:: Work to be completed ::
Copy all of the material word for word, except for the pictures.

:: Source material ::
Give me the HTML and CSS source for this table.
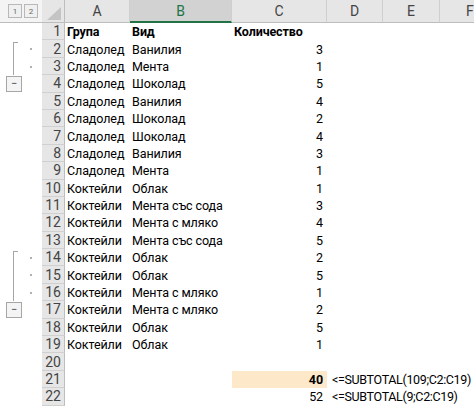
FILE: index.html
```html
<!DOCTYPE html>
<html>
<head>
<meta charset="utf-8">
<link rel="stylesheet" href="styles.css">
</head>
<body>
<div class="sheet">
  <div class="hdr outline-hdr"><span class="lvl">1</span><span class="lvl">2</span></div>
  <div class="hdr corner"><span class="tri"></span></div>
  <div class="hdr col">A</div>
  <div class="hdr col sel">B</div>
  <div class="hdr col">C</div>
  <div class="hdr col">D</div>
  <div class="hdr col">E</div>
  <div class="hdr col last">F</div>

  <div class="ol"></div><div class="rn">1</div><div class="c b">Група</div><div class="c b">Вид</div><div class="c b">Количество</div><div class="c"></div><div class="c"></div><div class="c"></div>
  <div class="ol"><span class="ln start"></span><span class="dot"></span></div><div class="rn">2</div><div class="c">Сладолед</div><div class="c">Ванилия</div><div class="c n">3</div><div class="c"></div><div class="c"></div><div class="c"></div>
  <div class="ol"><span class="ln"></span><span class="dot"></span></div><div class="rn">3</div><div class="c">Сладолед</div><div class="c">Мента</div><div class="c n">1</div><div class="c"></div><div class="c"></div><div class="c"></div>
  <div class="ol"><span class="minus">−</span></div><div class="rn">4</div><div class="c">Сладолед</div><div class="c">Шоколад</div><div class="c n">5</div><div class="c"></div><div class="c"></div><div class="c"></div>
  <div class="ol"></div><div class="rn">5</div><div class="c">Сладолед</div><div class="c">Ванилия</div><div class="c n">4</div><div class="c"></div><div class="c"></div><div class="c"></div>
  <div class="ol"></div><div class="rn">6</div><div class="c">Сладолед</div><div class="c">Шоколад</div><div class="c n">2</div><div class="c"></div><div class="c"></div><div class="c"></div>
  <div class="ol"></div><div class="rn">7</div><div class="c">Сладолед</div><div class="c">Шоколад</div><div class="c n">4</div><div class="c"></div><div class="c"></div><div class="c"></div>
  <div class="ol"></div><div class="rn">8</div><div class="c">Сладолед</div><div class="c">Ванилия</div><div class="c n">3</div><div class="c"></div><div class="c"></div><div class="c"></div>
  <div class="ol"></div><div class="rn">9</div><div class="c">Сладолед</div><div class="c">Мента</div><div class="c n">1</div><div class="c"></div><div class="c"></div><div class="c"></div>
  <div class="ol"></div><div class="rn">10</div><div class="c">Коктейли</div><div class="c">Облак</div><div class="c n">1</div><div class="c"></div><div class="c"></div><div class="c"></div>
  <div class="ol"></div><div class="rn">11</div><div class="c">Коктейли</div><div class="c">Мента със сода</div><div class="c n">3</div><div class="c"></div><div class="c"></div><div class="c"></div>
  <div class="ol"></div><div class="rn">12</div><div class="c">Коктейли</div><div class="c">Мента с мляко</div><div class="c n">4</div><div class="c"></div><div class="c"></div><div class="c"></div>
  <div class="ol"></div><div class="rn">13</div><div class="c">Коктейли</div><div class="c">Мента със сода</div><div class="c n">5</div><div class="c"></div><div class="c"></div><div class="c"></div>
  <div class="ol"><span class="ln start"></span><span class="dot"></span></div><div class="rn">14</div><div class="c">Коктейли</div><div class="c">Облак</div><div class="c n">2</div><div class="c"></div><div class="c"></div><div class="c"></div>
  <div class="ol"><span class="ln"></span><span class="dot"></span></div><div class="rn">15</div><div class="c">Коктейли</div><div class="c">Облак</div><div class="c n">5</div><div class="c"></div><div class="c"></div><div class="c"></div>
  <div class="ol"><span class="ln"></span><span class="dot"></span></div><div class="rn">16</div><div class="c">Коктейли</div><div class="c">Мента с мляко</div><div class="c n">1</div><div class="c"></div><div class="c"></div><div class="c"></div>
  <div class="ol"><span class="minus">−</span></div><div class="rn">17</div><div class="c">Коктейли</div><div class="c">Мента с мляко</div><div class="c n">2</div><div class="c"></div><div class="c"></div><div class="c"></div>
  <div class="ol"></div><div class="rn">18</div><div class="c">Коктейли</div><div class="c">Облак</div><div class="c n">5</div><div class="c"></div><div class="c"></div><div class="c"></div>
  <div class="ol"></div><div class="rn">19</div><div class="c">Коктейли</div><div class="c">Облак</div><div class="c n">1</div><div class="c"></div><div class="c"></div><div class="c"></div>
  <div class="ol"></div><div class="rn">20</div><div class="c"></div><div class="c"></div><div class="c"></div><div class="c"></div><div class="c"></div><div class="c"></div>
  <div class="ol"></div><div class="rn">21</div><div class="c"></div><div class="c"></div><div class="c n b hl">40</div><div class="c over">&lt;=SUBTOTAL(109;C2:C19)</div>
  <div class="ol"></div><div class="rn">22</div><div class="c"></div><div class="c"></div><div class="c n">52</div><div class="c over">&lt;=SUBTOTAL(9;C2:C19)</div>
</div>
</body>
</html>
```
FILE: styles.css
```css
html, body { margin: 0; padding: 0; background: #fff; }
body { width: 474px; height: 408px; overflow: hidden; }
.sheet {
  display: grid;
  grid-template-columns: 42px 23px 65px 102px 95px 56px 57px 34px;
  grid-template-rows: 23px repeat(22, 17.4px);
  font-family: Roboto, "Noto Sans", sans-serif;
  font-size: 12.5px;
  letter-spacing: -0.1px;
  color: #000;
}
.hdr {
  background: #e6e6e6;
  border-bottom: 1px solid #bdbdbd;
  box-sizing: border-box;
  display: flex;
  align-items: center;
  justify-content: center;
  color: #444;
  font-size: 14px;
  letter-spacing: 0;
}
.outline-hdr { justify-content: flex-start; gap: 2px; padding-left: 8px; background: #f4f4f4; }
.lvl {
  width: 14px; height: 14px; box-sizing: border-box;
  border: 1px solid #b8b8b8; background: #f0f0f0;
  font-size: 8px; color: #666; display: flex; align-items: center; justify-content: center;
}
.corner { justify-content: flex-end; padding-right: 3px; border-right: 1px solid #bdbdbd; }
.tri {
  width: 0; height: 0; margin-top: 4px;
  border-left: 14px solid transparent;
  border-bottom: 13px solid #c4c4c4;
}
.col { border-right: 1px solid #cfcfcf; }
.col.last { border-right: none; justify-content: flex-start; padding-left: 26px; }
.col.sel { background: #d2d2d2; color: #217346; border-bottom: 2px solid #217346; }
.ol { position: relative; background: #fff; }
.rn {
  background: #e6e6e6;
  border-bottom: 1px solid #d0d0d0;
  border-right: 1px solid #bdbdbd;
  box-sizing: border-box;
  display: flex; align-items: center; justify-content: flex-end;
  padding-right: 3px;
  color: #444;
  font-size: 14px;
  letter-spacing: 0;
}
.c {
  display: flex; align-items: center;
  padding: 0 2px;
  white-space: nowrap;
  min-width: 0;
}
.c.n { justify-content: flex-end; padding-right: 4px; }
.c.b { font-weight: 700; }
.c.hl { background: #fde9c9; }
.c.over { grid-column: span 3; padding-left: 5px; letter-spacing: -0.35px; }
.ln {
  position: absolute; left: 13px; top: 0; bottom: 0;
  border-left: 1px solid #a6a6a6;
}
.ln.start { top: 2px; }
.ln.start::before {
  content: ""; position: absolute; left: 0; top: 0; width: 4px; border-top: 1px solid #a6a6a6;
}
.dot {
  position: absolute; left: 30px; top: 8px; width: 2px; height: 2px; background: #b0b0b0;
}
.minus {
  position: absolute; left: 6px; top: 0.5px; width: 16px; height: 16px; box-sizing: border-box;
  border: 1px solid #a6a6a6; background: #f4f4f4;
  display: flex; align-items: center; justify-content: center;
  font-size: 11px; color: #444; line-height: 1;
}
```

:: Solution to the exercise ::
Give me the HTML and CSS source for this table.
FILE: index.html
```html
<!DOCTYPE html>
<html>
<head>
<meta charset="utf-8">
<link rel="stylesheet" href="styles.css">
</head>
<body>
<div class="sheet">
  <div class="hdr outline-hdr"><span class="lvl">1</span><span class="lvl">2</span></div>
  <div class="hdr corner"><span class="tri"></span></div>
  <div class="hdr col">A</div>
  <div class="hdr col sel">B</div>
  <div class="hdr col">C</div>
  <div class="hdr col">D</div>
  <div class="hdr col">E</div>
  <div class="hdr col last">F</div>

  <div class="ol"></div><div class="rn">1</div><div class="c b">Група</div><div class="c b">Вид</div><div class="c b">Количество</div><div class="c"></div><div class="c"></div><div class="c"></div>
  <div class="ol"><span class="ln start"></span><span class="dot"></span></div><div class="rn">2</div><div class="c">Сладолед</div><div class="c">Ванилия</div><div class="c n">3</div><div class="c"></div><div class="c"></div><div class="c"></div>
  <div class="ol"><span class="ln"></span><span class="dot"></span></div><div class="rn">3</div><div class="c">Сладолед</div><div class="c">Мента</div><div class="c n">1</div><div class="c"></div><div class="c"></div><div class="c"></div>
  <div class="ol"><span class="minus">−</span></div><div class="rn">4</div><div class="c">Сладолед</div><div class="c">Шоколад</div><div class="c n">5</div><div class="c"></div><div class="c"></div><div class="c"></div>
  <div class="ol"></div><div class="rn">5</div><div class="c">Сладолед</div><div class="c">Ванилия</div><div class="c n">4</div><div class="c"></div><div class="c"></div><div class="c"></div>
  <div class="ol"></div><div class="rn">6</div><div class="c">Сладолед</div><div class="c">Шоколад</div><div class="c n">2</div><div class="c"></div><div class="c"></div><div class="c"></div>
  <div class="ol"></div><div class="rn">7</div><div class="c">Сладолед</div><div class="c">Шоколад</div><div class="c n">4</div><div class="c"></div><div class="c"></div><div class="c"></div>
  <div class="ol"></div><div class="rn">8</div><div class="c">Сладолед</div><div class="c">Ванилия</div><div class="c n">3</div><div class="c"></div><div class="c"></div><div class="c"></div>
  <div class="ol"></div><div class="rn">9</div><div class="c">Сладолед</div><div class="c">Мента</div><div class="c n">1</div><div class="c"></div><div class="c"></div><div class="c"></div>
  <div class="ol"></div><div class="rn">10</div><div class="c">Коктейли</div><div class="c">Облак</div><div class="c n">1</div><div class="c"></div><div class="c"></div><div class="c"></div>
  <div class="ol"></div><div class="rn">11</div><div class="c">Коктейли</div><div class="c">Мента със сода</div><div class="c n">3</div><div class="c"></div><div class="c"></div><div class="c"></div>
  <div class="ol"></div><div class="rn">12</div><div class="c">Коктейли</div><div class="c">Мента с мляко</div><div class="c n">4</div><div class="c"></div><div class="c"></div><div class="c"></div>
  <div class="ol"></div><div class="rn">13</div><div class="c">Коктейли</div><div class="c">Мента със сода</div><div class="c n">5</div><div class="c"></div><div class="c"></div><div class="c"></div>
  <div class="ol"><span class="ln start"></span><span class="dot"></span></div><div class="rn">14</div><div class="c">Коктейли</div><div class="c">Облак</div><div class="c n">2</div><div class="c"></div><div class="c"></div><div class="c"></div>
  <div class="ol"><span class="ln"></span><span class="dot"></span></div><div class="rn">15</div><div class="c">Коктейли</div><div class="c">Облак</div><div class="c n">5</div><div class="c"></div><div class="c"></div><div class="c"></div>
  <div class="ol"><span class="ln"></span><span class="dot"></span></div><div class="rn">16</div><div class="c">Коктейли</div><div class="c">Мента с мляко</div><div class="c n">1</div><div class="c"></div><div class="c"></div><div class="c"></div>
  <div class="ol"><span class="minus">−</span></div><div class="rn">17</div><div class="c">Коктейли</div><div class="c">Мента с мляко</div><div class="c n">2</div><div class="c"></div><div class="c"></div><div class="c"></div>
  <div class="ol"></div><div class="rn">18</div><div class="c">Коктейли</div><div class="c">Облак</div><div class="c n">5</div><div class="c"></div><div class="c"></div><div class="c"></div>
  <div class="ol"></div><div class="rn">19</div><div class="c">Коктейли</div><div class="c">Облак</div><div class="c n">1</div><div class="c"></div><div class="c"></div><div class="c"></div>
  <div class="ol"></div><div class="rn">20</div><div class="c"></div><div class="c"></div><div class="c"></div><div class="c"></div><div class="c"></div><div class="c"></div>
  <div class="ol"></div><div class="rn">21</div><div class="c"></div><div class="c"></div><div class="c n b hl">40</div><div class="c over">&lt;=SUBTOTAL(109;C2:C19)</div>
  <div class="ol"></div><div class="rn">22</div><div class="c"></div><div class="c"></div><div class="c n">52</div><div class="c over">&lt;=SUBTOTAL(9;C2:C19)</div>
</div>
</body>
</html>
```
FILE: styles.css
```css
html, body { margin: 0; padding: 0; background: #fff; }
body { width: 474px; height: 408px; overflow: hidden; }
.sheet {
  display: grid;
  grid-template-columns: 42px 23px 65px 102px 95px 56px 57px 34px;
  grid-template-rows: 23px repeat(22, 17.4px);
  font-family: Roboto, "Noto Sans", sans-serif;
  font-size: 12.5px;
  letter-spacing: -0.1px;
  color: #000;
}
.hdr {
  background: #e6e6e6;
  border-bottom: 1px solid #bdbdbd;
  box-sizing: border-box;
  display: flex;
  align-items: center;
  justify-content: center;
  color: #444;
  font-size: 14px;
  letter-spacing: 0;
}
.outline-hdr { justify-content: flex-start; gap: 2px; padding-left: 8px; background: #f4f4f4; }
.lvl {
  width: 14px; height: 14px; box-sizing: border-box;
  border: 1px solid #b8b8b8; background: #f0f0f0;
  font-size: 8px; color: #666; display: flex; align-items: center; justify-content: center;
}
.corner { justify-content: flex-end; padding-right: 3px; border-right: 1px solid #bdbdbd; }
.tri {
  width: 0; height: 0; margin-top: 4px;
  border-left: 14px solid transparent;
  border-bottom: 13px solid #c4c4c4;
}
.col { border-right: 1px solid #cfcfcf; }
.col.last { border-right: none; justify-content: flex-start; padding-left: 26px; }
.col.sel { background: #d2d2d2; color: #217346; border-bottom: 2px solid #217346; }
.ol { position: relative; background: #fff; }
.rn {
  background: #e6e6e6;
  border-bottom: 1px solid #d0d0d0;
  border-right: 1px solid #bdbdbd;
  box-sizing: border-box;
  display: flex; align-items: center; justify-content: flex-end;
  padding-right: 3px;
  color: #444;
  font-size: 14px;
  letter-spacing: 0;
}
.c {
  display: flex; align-items: center;
  padding: 0 2px;
  white-space: nowrap;
  min-width: 0;
}
.c.n { justify-content: flex-end; padding-right: 4px; }
.c.b { font-weight: 700; }
.c.hl { background: #fde9c9; }
.c.over { grid-column: span 3; padding-left: 5px; letter-spacing: -0.35px; }
.ln {
  position: absolute; left: 13px; top: 0; bottom: 0;
  border-left: 1px solid #a6a6a6;
}
.ln.start { top: 2px; }
.ln.start::before {
  content: ""; position: absolute; left: 0; top: 0; width: 4px; border-top: 1px solid #a6a6a6;
}
.dot {
  position: absolute; left: 30px; top: 8px; width: 2px; height: 2px; background: #b0b0b0;
}
.minus {
  position: absolute; left: 6px; top: 0.5px; width: 16px; height: 16px; box-sizing: border-box;
  border: 1px solid #a6a6a6; background: #f4f4f4;
  display: flex; align-items: center; justify-content: center;
  font-size: 11px; color: #444; line-height: 1;
}
```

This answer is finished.